The hysteria surrounding Greenland over the past few years tells us far more about NATO’s insecurities than about any supposed Chinese or Russian threat. When Donald Trump floated the crude but revealing idea of “buying” Greenland in 2019, the world laughed. Denmark rejected it outright, Greenland’s leadership asserted its autonomy, and the episode was dismissed as one more Trumpian absurdity. Yet beneath the ridicule lay a serious imperial instinct—and when that instinct failed, NATO quietly shifted the narrative. What followed was not strategy, but bluff. And that bluff is now unravelling.
Greenland was never about real security threats. It was about control, optics, and the West’s refusal to accept a changing world order.
Trump did not “lose interest” in Greenland; he lost. His gambit failed because sovereignty still matters—at least when small nations assert it against Western power. The United States already maintains a military presence at Thule Air Base, strategically positioned for missile detection and Arctic surveillance. If Greenland were genuinely under threat, NATO already had more than enough infrastructure to address it.
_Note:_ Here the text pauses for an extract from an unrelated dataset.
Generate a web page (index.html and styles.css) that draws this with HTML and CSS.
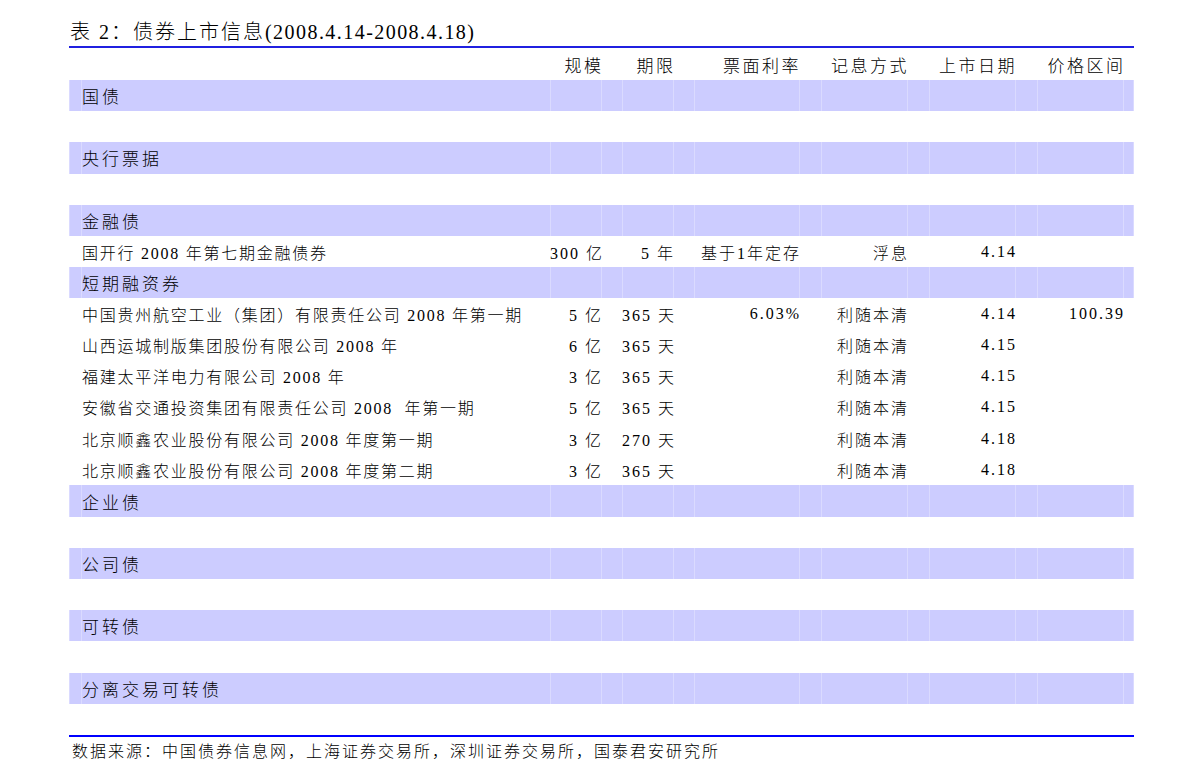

Instead, what followed Trump’s failure was a campaign of fear: breathless warnings about Chinese “debt traps,” Russian submarines, and an Arctic invasion that exists largely in Western imagination.
This is where the bluff begins.
China has invested in Arctic research, shipping routes, and infrastructure proposals—openly, transparently, and largely through civilian and multilateral frameworks. Russia, for its part, operates within its own Arctic territory, where it has coastlines, communities, and a historical presence that predates NATO by centuries. None of this constitutes an “evil design.” Yet NATO insists on framing any non-Western presence as aggression, while its own military expansion is described as “defensive,” “stabilising,” and “rules-based.”
This double standard is not accidental. It is structural.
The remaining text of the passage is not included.